**GIVEN ENTRIES**
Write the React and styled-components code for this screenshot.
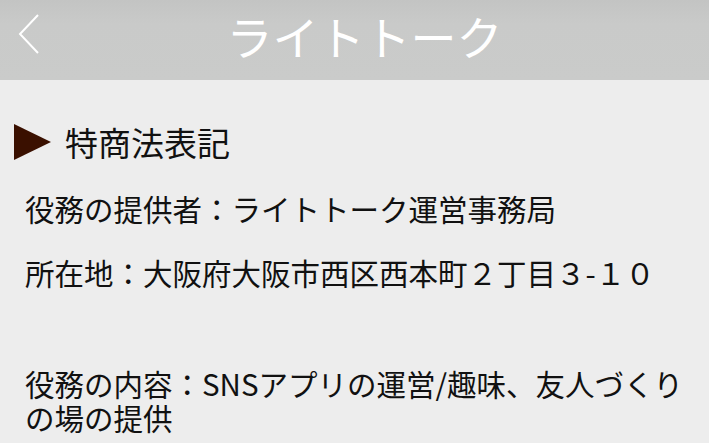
import React from "react";
import styled, { createGlobalStyle } from "styled-components";

const Global = createGlobalStyle`
  html, body { margin: 0; padding: 0; background: #ededed; }
  body { font-family: "Noto Sans CJK JP", "Noto Sans", sans-serif; color: #111; }
`;

const Page = styled.div`
  width: 709px;
  height: 443px;
  overflow: hidden;
  background: #ededed;
`;

const Header = styled.header`
  height: 80px;
  background: linear-gradient(#c3c4c3, #c9cac9 30%, #cacbca);
  display: flex;
  align-items: center;
  justify-content: center;
  position: relative;
`;

const Back = styled.button`
  position: absolute;
  left: 12px;
  top: 12px;
  width: 34px;
  height: 44px;
  padding: 0;
  border: 0;
  background: none;
  display: flex;
  align-items: center;
  justify-content: center;
`;

const Title = styled.h1`
  margin: 0;
  margin-left: 20px;
  margin-top: -10px;
  font-size: 46px;
  font-weight: 400;
  color: #fff;
  letter-spacing: 0;
`;

const Content = styled.main`
  padding: 42px 0 0 14px;
`;

const SectionTitle = styled.h2`
  margin: 0;
  display: flex;
  align-items: center;
  gap: 14px;
  font-size: 33px;
  font-weight: 400;
  line-height: 40px;
  color: #111;
`;

const Triangle = styled.span`
  width: 0;
  height: 0;
  border-top: 18px solid transparent;
  border-bottom: 18px solid transparent;
  border-left: 37px solid #3a1000;
`;

const Items = styled.div`
  padding-left: 11px;
  font-size: 29.5px;
  line-height: 34px;
`;

const Item = styled.p`
  margin: ${(p) => p.$top}px 0 0;
  padding-right: 20px;
`;

export default function App() {
  return (
    <Page>
      <Global />
      <Header>
        <Back aria-label="戻る">
          <svg width="34" height="44" viewBox="0 0 34 44">
            <polyline
              points="26,3 8,22 26,41"
              fill="none"
              stroke="#fff"
              strokeWidth="2"
            />
          </svg>
        </Back>
        <Title>ライトトーク</Title>
      </Header>
      <Content>
        <SectionTitle>
          <Triangle />
          特商法表記
        </SectionTitle>
        <Items>
          <Item $top={29}>役務の提供者：ライトトーク運営事務局</Item>
          <Item $top={30}>所在地：大阪府大阪市西区西本町２丁目３-１０</Item>
          <Item $top={77}>役務の内容：SNSアプリの運営/趣味、友人づくりの場の提供</Item>
        </Items>
      </Content>
    </Page>
  );
}
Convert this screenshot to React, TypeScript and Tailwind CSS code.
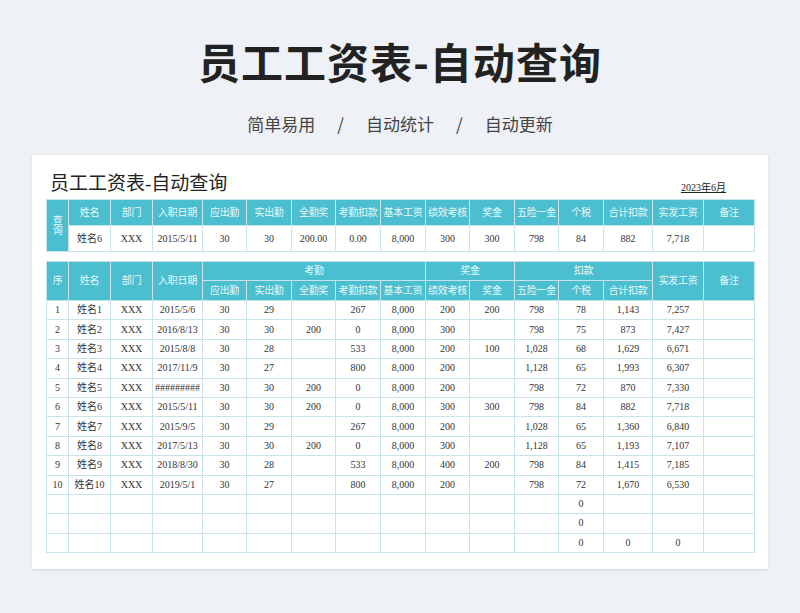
import React from 'react';

const widths = [22, 42, 42, 50, 44, 45, 44, 45, 45, 44, 45, 44, 45, 49, 51, 51];
const font = { fontFamily: '"Liberation Serif", "Noto Sans CJK SC", serif' };

const rows: string[][] = [
  ['1', '姓名1', 'XXX', '2015/5/6', '30', '29', '', '267', '8,000', '200', '200', '798', '78', '1,143', '7,257', ''],
  ['2', '姓名2', 'XXX', '2016/8/13', '30', '30', '200', '0', '8,000', '300', '', '798', '75', '873', '7,427', ''],
  ['3', '姓名3', 'XXX', '2015/8/8', '30', '28', '', '533', '8,000', '200', '100', '1,028', '68', '1,629', '6,671', ''],
  ['4', '姓名4', 'XXX', '2017/11/9', '30', '27', '', '800', '8,000', '200', '', '1,128', '65', '1,993', '6,307', ''],
  ['5', '姓名5', 'XXX', '#########', '30', '30', '200', '0', '8,000', '200', '', '798', '72', '870', '7,330', ''],
  ['6', '姓名6', 'XXX', '2015/5/11', '30', '30', '200', '0', '8,000', '300', '300', '798', '84', '882', '7,718', ''],
  ['7', '姓名7', 'XXX', '2015/9/5', '30', '29', '', '267', '8,000', '200', '', '1,028', '65', '1,360', '6,840', ''],
  ['8', '姓名8', 'XXX', '2017/5/13', '30', '30', '200', '0', '8,000', '300', '', '1,128', '65', '1,193', '7,107', ''],
  ['9', '姓名9', 'XXX', '2018/8/30', '30', '28', '', '533', '8,000', '400', '200', '798', '84', '1,415', '7,185', ''],
  ['10', '姓名10', 'XXX', '2019/5/1', '30', '27', '', '800', '8,000', '200', '', '798', '72', '1,670', '6,530', ''],
  ['', '', '', '', '', '', '', '', '', '', '', '', '0', '', '', ''],
  ['', '', '', '', '', '', '', '', '', '', '', '', '0', '', '', ''],
  ['', '', '', '', '', '', '', '', '', '', '', '', '0', '0', '0', ''],
];

const th = 'bg-[#4bbecf] text-[#eafafc] font-normal border border-[#c9e3ea] text-[10px] leading-none p-0 whitespace-nowrap overflow-hidden tracking-[-0.3px]';
const td = 'border border-[#c9e3ea] text-[10px] leading-none text-[#333] text-center p-0 h-[19.4px] whitespace-nowrap overflow-hidden';

function Cols() {
  return (
    <colgroup>
      {widths.map((w, i) => <col key={i} style={{ width: w }} />)}
    </colgroup>
  );
}

export default function App() {
  const sub = ['应出勤', '实出勤', '全勤奖', '考勤扣款', '基本工资', '绩效考核', '奖金', '五险一金', '个税', '合计扣款'];
  return (
    <div className="w-[800px] h-[613px] bg-[#eef1f5] flex flex-col items-center overflow-hidden" style={{ fontFamily: '"Noto Sans CJK SC", sans-serif' }}>
      <h1 className="mt-[36px] text-[42px] leading-[50px] font-bold text-[#222] tracking-wide">员工工资表-自动查询</h1>
      <div className="mt-[26px] flex items-center gap-[22px] text-[17px] leading-[24px] text-[#444]">
        <span>简单易用</span><span>/</span><span>自动统计</span><span>/</span><span>自动更新</span>
      </div>
      <div className="mt-[19px] w-[736px] h-[414px] bg-white shadow-sm px-[14px] text-center overflow-hidden" style={font}>
        <div className="flex items-end justify-between h-[44px] pb-[6px]">
          <span className="text-[19px] leading-none text-[#222] ml-[4px]">员工工资表-自动查询</span>
          <span className="text-[10px] leading-none underline text-[#222] mr-[28px]">2023年6月</span>
        </div>
        <table className="table-fixed border-collapse w-[708px]">
          <Cols />
          <tbody>
            <tr className="h-[26px]">
              <th rowSpan={2} className={th + ' leading-[14px]'}>查<br />询</th>
              {['姓名', '部门', '入职日期', ...sub, '实发工资', '备注'].map((t, i) => <th key={i} className={th}>{t}</th>)}
            </tr>
            <tr className="h-[26px]">
              {['姓名6', 'XXX', '2015/5/11', '30', '30', '200.00', '0.00', '8,000', '300', '300', '798', '84', '882', '7,718', ''].map((t, i) => (
                <td key={i} className={td}>{t}</td>
              ))}
            </tr>
          </tbody>
        </table>
        <table className="table-fixed border-collapse w-[708px] mt-[9px]">
          <Cols />
          <thead>
            <tr className="h-[19px]">
              {['序', '姓名', '部门', '入职日期'].map((t) => <th key={t} rowSpan={2} className={th}>{t}</th>)}
              <th colSpan={5} className={th}>考勤</th>
              <th colSpan={2} className={th}>奖金</th>
              <th colSpan={3} className={th}>扣款</th>
              <th rowSpan={2} className={th}>实发工资</th>
              <th rowSpan={2} className={th}>备注</th>
            </tr>
            <tr className="h-[20px]">
              {sub.map((t) => <th key={t} className={th}>{t}</th>)}
            </tr>
          </thead>
          <tbody>
            {rows.map((r, i) => (
              <tr key={i} className="h-[19.4px]">
                {r.map((c, j) => <td key={j} className={td}>{c}</td>)}
              </tr>
            ))}
          </tbody>
        </table>
      </div>
    </div>
  );
}
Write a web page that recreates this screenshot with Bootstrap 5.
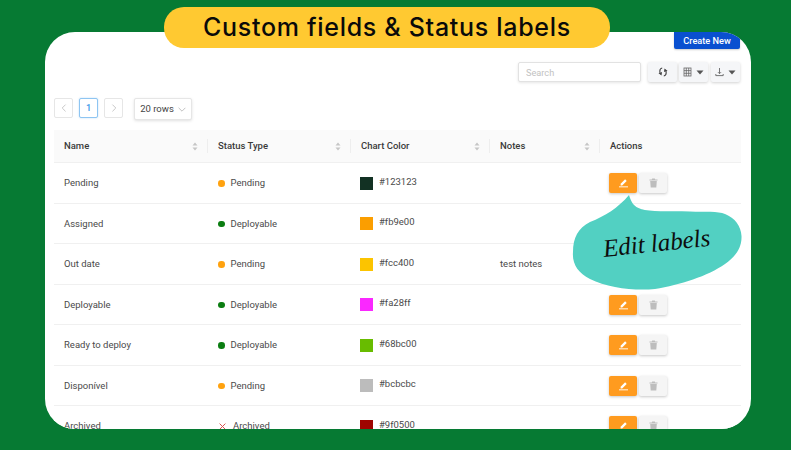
<!DOCTYPE html>
<html lang="en">
<head>
<meta charset="utf-8">
<title>Custom fields &amp; Status labels</title>
<link rel="stylesheet" href="https://cdn.jsdelivr.net/npm/bootstrap@5.3.0/dist/css/bootstrap.min.css">
<style>
html,body{height:450px;overflow:hidden}
body{background:#067a33;font-family:Roboto,"Liberation Sans",sans-serif;color:#444;position:relative}
.title-pill{position:absolute;left:164px;top:7px;width:446px;height:41px;border-radius:20px;background:#ffc931;color:#0a0a0a;font-family:Inter,"Liberation Sans",sans-serif;font-size:25px;font-weight:500;z-index:3;letter-spacing:.7px}
.panel-white{position:absolute;left:45px;top:32px;width:706px;height:397px;background:#fff;border-radius:30px;overflow:hidden;padding:0 11px 0 9px}
.create-btn{width:66px;height:17px;padding:0;border:0;border-radius:0 0 2px 2px;background:#0a50d0;color:#fff;font-size:9.2px;font-weight:500;box-shadow:0 1px 2px rgba(0,0,0,.2);line-height:17px}
.tool-row{margin-top:13px;height:20px}
.search-box{width:123px;height:20px;padding:0 7px;font-size:9.2px;border:1px solid #e2e2e2;border-radius:2px;box-shadow:0 1px 3px rgba(0,0,0,.1);margin-right:7px}
.search-box::placeholder{color:#c2c2c2}
.tool-btn{width:29px;height:20px;padding:0;background:#f5f6f8;border:0;border-radius:2px;box-shadow:0 1px 3px rgba(0,0,0,.18);color:#555}
.tool-btn+.tool-btn{margin-left:2px}
.tool-btn.wide{margin-right:1px}
.pager-row{margin-top:16px;height:22px}
.page-box{width:19px;height:20px;border:1px solid #e6e6e6;border-radius:2px;background:#fff;color:#c4c4c4;font-size:9.2px;margin-right:6px;font-weight:500}
.page-box.current{border-color:#8ec5f2;color:#3f9bea;box-shadow:0 0 2px rgba(63,155,234,.35)}
.rows-select{width:58px;height:22px;margin-left:5px;border:1px solid #e6e6e6;border-radius:2px;box-shadow:0 1px 3px rgba(0,0,0,.12);font-size:9.5px;color:#444;background:#fff;gap:4px}
.data-table{table-layout:fixed;width:687px;margin:10px 0 0;font-size:9.5px;color:#4a4a4a;border-collapse:collapse}
.data-table th{height:32.5px;padding:1px 10px 0;background:#fafafa;font-weight:500;color:#3a3a3a;font-size:9.5px;border-bottom:1px solid #f0f0f0;vertical-align:middle}
.data-table td{height:40.5px;padding:1px 10px 0;border-bottom:1px solid #f0f0f0;vertical-align:middle;background:#fff;color:#4a4a4a}
.w-name{width:154px}.w-status{width:143px}.w-chart{width:139px}.w-notes{width:110px}.w-act{width:141px}
.head-cell{position:relative;height:31px}
.head-cell::after{content:"";position:absolute;right:-10px;top:8px;height:14px;width:1px;background:#eee}
.no-sep::after{display:none}
.status-dot{width:6.5px;height:6.5px;border-radius:50%;margin-right:6px;flex:none}
.dot-pending{background:#ffa20f}.dot-deploy{background:#0b7d12}
.x-mark{margin-right:7px;margin-left:1px;flex:none}
.swatch{width:13px;height:13px;margin-right:6px;flex:none;margin-left:-1px}
.color-code{position:relative;top:-1.5px}
.edit-btn{width:28px;height:20px;padding:0;border:0;border-radius:2px;background:#ff9b1f;box-shadow:0 1px 3px rgba(0,0,0,.22);margin-left:-1px}
.del-btn{width:28px;height:20px;padding:0;border:0;border-radius:2px;background:#f5f5f5;box-shadow:0 1px 3px rgba(0,0,0,.22);margin-left:2px}
.callout{position:absolute;left:0;top:0;width:791px;height:450px;z-index:2;pointer-events:none}
.callout-text{position:absolute;left:603px;top:236px;z-index:3;font-family:"Liberation Serif",serif;font-style:italic;font-size:25px;color:#0d0d0d;transform:rotate(-6deg);transform-origin:left center;line-height:1;white-space:nowrap}
</style>
</head>
<body>
<div class="title-pill d-flex align-items-center justify-content-center">Custom fields &amp; Status labels</div>

<main class="panel-white">
  <div class="d-flex justify-content-end"><button class="btn create-btn" type="button">Create New</button></div>

  <div class="tool-row d-flex justify-content-end align-items-center">
    <input class="form-control search-box" type="text" placeholder="Search">
    <button class="btn tool-btn d-flex align-items-center justify-content-center" type="button" aria-label="Refresh">
      <svg width="10" height="10" viewBox="0 0 10 10" fill="none" stroke="#444" stroke-width="1.1"><path d="M4.200 1C2.700 1.200 1.800 2.600 1.800 4.200c0 1.200.4 2.200 1.200 3"/><path d="M.9 5.900 3.100 7.500l.3-2.400"/><path d="M5.800 9C7.300 8.800 8.200 7.400 8.200 5.800c0-1.200-.4-2.200-1.200-3"/><path d="M9.100 4.100 6.900 2.500l-.3 2.400"/></svg>
    </button>
    <button class="btn tool-btn wide d-flex align-items-center justify-content-center gap-1" type="button" aria-label="Columns">
      <svg width="9" height="10" viewBox="0 0 9 10" fill="none" stroke="#666" stroke-width=".8"><rect x="1" y="1" width="7" height="8"/><path d="M3.300 1v8M5.700 1v8M1 3.600h7M1 6.300h7"/></svg>
      <svg width="8" height="5" viewBox="0 0 8 5"><path d="M.5.5h7L4 4.500z" fill="#555"/></svg>
    </button>
    <button class="btn tool-btn d-flex align-items-center justify-content-center gap-1" type="button" aria-label="Export">
      <svg width="9" height="10" viewBox="0 0 9 10" fill="none" stroke="#666" stroke-width=".9"><path d="M4.500 1v5.500M3 5.200l1.500 1.500L6 5.200M.8 7v1.600h7.400V7"/></svg>
      <svg width="8" height="5" viewBox="0 0 8 5"><path d="M.5.5h7L4 4.500z" fill="#555"/></svg>
    </button>
  </div>

  <div class="pager-row d-flex align-items-start">
    <div class="page-box d-flex align-items-center justify-content-center"><svg width="6" height="8" viewBox="0 0 6 8" fill="none" stroke="#c8c8c8"><path d="M4.600.6 1.200 4l3.400 3.400"/></svg></div>
    <div class="page-box current d-flex align-items-center justify-content-center">1</div>
    <div class="page-box d-flex align-items-center justify-content-center"><svg width="6" height="8" viewBox="0 0 6 8" fill="none" stroke="#c8c8c8"><path d="M1.400.6 4.800 4 1.400 7.400"/></svg></div>
    <div class="rows-select d-flex align-items-center justify-content-center">20 rows <svg width="8" height="5" viewBox="0 0 8 5" fill="none" stroke="#c2c2c2"><path d="M.6.8 4 4.200 7.400.8"/></svg></div>
  </div>

  <table class="table data-table">
    <colgroup><col class="w-name"><col class="w-status"><col class="w-chart"><col class="w-notes"><col class="w-act"></colgroup>
    <thead><tr>
      <th><div class="head-cell d-flex align-items-center justify-content-between">Name<svg width="6" height="9" viewBox="0 0 6 9"><path d="M3 .6 5.500 3.600h-5zM3 8.400.5 5.400h5z" fill="#c6c6c6"/></svg></div></th>
      <th><div class="head-cell d-flex align-items-center justify-content-between">Status Type<svg width="6" height="9" viewBox="0 0 6 9"><path d="M3 .6 5.500 3.600h-5zM3 8.400.5 5.400h5z" fill="#c6c6c6"/></svg></div></th>
      <th><div class="head-cell d-flex align-items-center justify-content-between">Chart Color<svg width="6" height="9" viewBox="0 0 6 9"><path d="M3 .6 5.500 3.600h-5zM3 8.400.5 5.400h5z" fill="#c6c6c6"/></svg></div></th>
      <th><div class="head-cell d-flex align-items-center justify-content-between">Notes<svg width="6" height="9" viewBox="0 0 6 9"><path d="M3 .6 5.500 3.600h-5zM3 8.400.5 5.400h5z" fill="#c6c6c6"/></svg></div></th>
      <th><div class="head-cell no-sep d-flex align-items-center">Actions</div></th>
    </tr></thead>
    <tbody id="rows"></tbody>
  </table>
</main>

<svg class="callout" viewBox="0 0 791 450" aria-hidden="true"><path fill="#52d0c2" d="M629 195C631 202 634 207 641 209C650 212 668 211 690 211.500C705 212 718 211 725 214C735 218 741 226 741.500 236C742 248 735 257 725 264C708 276 680 285 655 289C635 291 608 288 590 279C578 273 572 264 573 252C573 238 578 228 590 222C605 216 618 208 629 195Z"/></svg>
<div class="callout-text">Edit labels</div>

<script>
var rows=[
["Pending","p","Pending","#123123",""],
["Assigned","d","Deployable","#fb9e00",""],
["Out date","p","Pending","#fcc400","test notes"],
["Deployable","d","Deployable","#fa28ff",""],
["Ready to deploy","d","Deployable","#68bc00",""],
["Disponível","p","Pending","#bcbcbc",""],
["Archived","a","Archived","#9f0500",""]];
var edit='<svg width="11" height="10" viewBox="0 0 11 10"><path d="M2.600 6.400 7.100 1.900 8.700 3.500 4.200 8H2.600z" transform="translate(0 -.6)" fill="#fff"/><rect x="1" y="8.400" width="9" height=".9" fill="#fff"/></svg>';
var del='<svg width="9" height="10" viewBox="0 0 9 10"><path d="M3.200.6h2.600l.4.8h2.300v1.100H.5V1.400h2.300zM1.200 3h6.600l-.5 6.400H1.700z" fill="#bdbdbd"/></svg>';
var html="";
rows.forEach(function(r){
 var mark=r[1]=="a"?'<svg class="x-mark" width="7" height="7" viewBox="0 0 7 7" fill="none" stroke="#d9534f" stroke-width="1"><path d="M.6.6l5.800 5.800M6.400.6.600 6.400"/></svg>':'<span class="status-dot '+(r[1]=="p"?"dot-pending":"dot-deploy")+'"></span>';
 html+='<tr><td>'+r[0]+'</td><td><div class="d-flex align-items-center">'+mark+r[2]+'</div></td><td><div class="d-flex align-items-center"><span class="swatch" style="background:'+r[3]+'"></span><span class="color-code">'+r[3]+'</span></div></td><td>'+r[4]+'</td><td><div class="d-flex align-items-center"><button class="btn edit-btn d-flex align-items-center justify-content-center" type="button" aria-label="Edit">'+edit+'</button><button class="btn del-btn d-flex align-items-center justify-content-center" type="button" aria-label="Delete">'+del+'</button></div></td></tr>';
});
document.getElementById("rows").innerHTML=html;
</script>
<script src="https://cdn.jsdelivr.net/npm/bootstrap@5.3.0/dist/js/bootstrap.bundle.min.js"></script>
</body>
</html>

**WHAT THE TASK ASKS**
Count the lines above that contain the word "React". Give only the number.

**FULL OUTPUT**
4